The group in charge of the fireworks apparently didn't have enough money to hire a designer. Consequently, the fireworks went off in color groups: all of the red fireworks first, then all of the gold, then all of the green, and last the white.
I kept my finger pretty much on my shutter until it got too smokey to catch any good pictures. Take a look at the cream of the crop.
I've got a bunch of spare time as well as a spare computer this afternoon, which means quality time with the internet.
Internet, I <3 you.
The weekend has been going pretty good. Friday I popped in on Steve at work to meet him for the first time.
He is now officially the first online friend I have met in real life. People don't just 'happen' to be in or driving through Alaska, so I don't often get that opportunity. It was pretty awkward and we didn't have much time to stare at each other.
But what he doesn't know (not until he reads this, anyway) is that my brother and I stood across the way staring into GameSchtuff for a good twenty minutes working up my nerve. He, on the other hand, had no time to prepare.
Knocking others down always boosts my self-esteem.
I do have more facial features than one eye and half an ear, and though Steve is most definitely not a gaggle of pre-teen girls in pink, I cannot vouch for what and/or who he may have working overtime in his home.
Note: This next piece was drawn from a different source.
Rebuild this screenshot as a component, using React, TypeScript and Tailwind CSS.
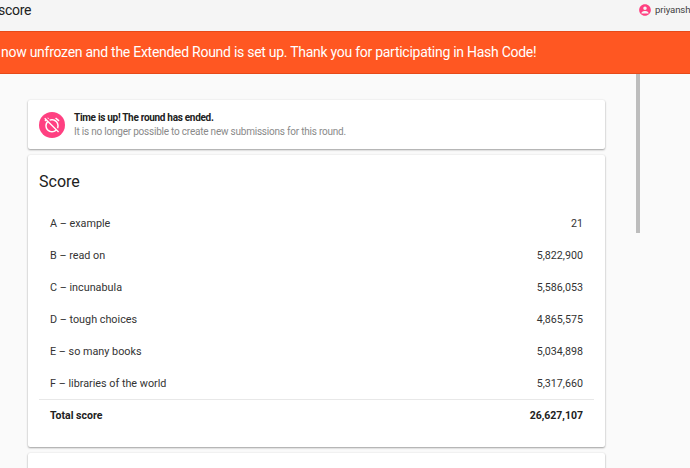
const rows = [
  { label: "A – example", score: "21" },
  { label: "B – read on", score: "5,822,900" },
  { label: "C – incunabula", score: "5,586,053" },
  { label: "D – tough choices", score: "4,865,575" },
  { label: "E – so many books", score: "5,034,898" },
  { label: "F – libraries of the world", score: "5,317,660" },
];

const cardClass = "bg-white rounded-[2px] shadow-[0_1px_2px_rgba(0,0,0,0.35),0_0_2px_rgba(0,0,0,0.08)]";

const AlarmOffIcon = () => (
  <svg viewBox="0 0 24 24" className="w-[18px] h-[18px] fill-white">
    <path d="M12 6c3.87 0 7 3.13 7 7 0 .84-.16 1.65-.43 2.4l1.52 1.52c.58-1.19.91-2.51.91-3.92 0-4.97-4.03-9-9-9-1.41 0-2.73.33-3.92.91L9.6 6.43C10.35 6.16 11.16 6 12 6zm10-.28l-4.6-3.86-1.29 1.53 4.6 3.86L22 5.72zM2.92 2.29L1.65 3.57 2.98 4.9l-1.11.93 1.42 1.42 1.11-.94.8.8C3.83 8.69 3 10.75 3 13c0 4.97 4.02 9 9 9 2.25 0 4.31-.83 5.89-2.2l2.2 2.2 1.27-1.27L3.89 3.27l-.97-.98zm13.55 16.1C15.26 19.39 13.7 20 12 20c-3.87 0-7-3.13-7-7 0-1.7.61-3.26 1.61-4.47l9.86 9.86zM8.02 3.28L6.6 1.86l-.86.71 1.42 1.42.86-.71z" />
  </svg>
);

const AccountIcon = () => (
  <svg viewBox="0 0 24 24" className="w-[14px] h-[14px] fill-[#ff4081]">
    <path d="M12 2C6.48 2 2 6.48 2 12s4.48 10 10 10 10-4.48 10-10S17.52 2 12 2zm0 4a3 3 0 1 1 0 6 3 3 0 0 1 0-6zm6 12H6v-1c0-2 4-3.1 6-3.1s6 1.1 6 3.1v1z" />
  </svg>
);

export default function App() {
  return (
    <div className="h-[468px] overflow-hidden bg-[#fafafa] font-['Roboto',sans-serif]">
      <header className="h-[31px] bg-[#f5f5f5] flex items-start justify-between">
        <span className="text-[14px] leading-[20px] -ml-[2px] tracking-[-0.3px] text-[#212121]">score</span>
        <div className="flex items-center gap-[3px] pt-[3px] whitespace-nowrap w-[52px] shrink-0">
          <span className="shrink-0 flex"><AccountIcon /></span>
          <span className="text-[9.6px] tracking-[-0.1px] text-[#424242]">priyansh</span>
        </div>
      </header>
      <div className="h-[43px] bg-[#ff5722] border-y border-y-[#e64a19] flex items-center pl-[1px] text-white text-[14px] tracking-[-0.27px] whitespace-nowrap">
        now unfrozen and the Extended Round is set up. Thank you for participating in Hash Code!
      </div>
      <main className="flex">
        <div className="w-[636px] shrink-0 pl-[28px] pr-[31px] pt-[26px] flex flex-col gap-[6px]">
          <section className={`${cardClass} h-[49px] flex items-center pl-[11px] gap-[9px]`}>
            <div className="w-[26px] h-[26px] rounded-full bg-[#ff4081] flex items-center justify-center shrink-0">
              <AlarmOffIcon />
            </div>
            <div>
              <p className="text-[10px] leading-[14px] tracking-[-0.3px] font-bold text-[#212121]">Time is up! The round has ended.</p>
              <p className="text-[10px] leading-[14px] tracking-[-0.22px] text-[#8a8a8a]">It is no longer possible to create new submissions for this round.</p>
            </div>
          </section>
          <section className={`${cardClass} h-[292px] px-[11px]`}>
            <h2 className="text-[16px] leading-[20px] pt-[17px] text-[#212121]">Score</h2>
            <div className="mt-[16px]">
              {rows.map((row) => (
                <div key={row.label} className="h-[32px] flex items-center justify-between px-[11px] text-[10.8px] text-[#333333]">
                  <span>{row.label}</span>
                  <span className="text-[10.7px]">{row.score}</span>
                </div>
              ))}
              <div className="h-[33px] -mt-[1px] border-t border-t-[#e8e8e8] flex items-center justify-between px-[11px] text-[10.5px] font-bold text-[#212121]">
                <span>Total score</span>
                <span>26,627,107</span>
              </div>
            </div>
          </section>
          <section className={`${cardClass} h-[60px]`} />
        </div>
        <div className="w-[4px] h-[159px] bg-[#bdbdbd] shrink-0" />
      </main>
    </div>
  );
}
That night I caught the Parade of Lights (which, incidentally, was no parade) and a crappy color-coded fireworks display downtown. We were planning on checking out an alcohol-free dance, but decided to pass.
How much fun would an event be if we kept referring to it as "a dance with grumpy people who wished they were drinking?"
Reminder to self: Buy a silver flask to tuck into a garter belt to tease the grumpy ex-drunks.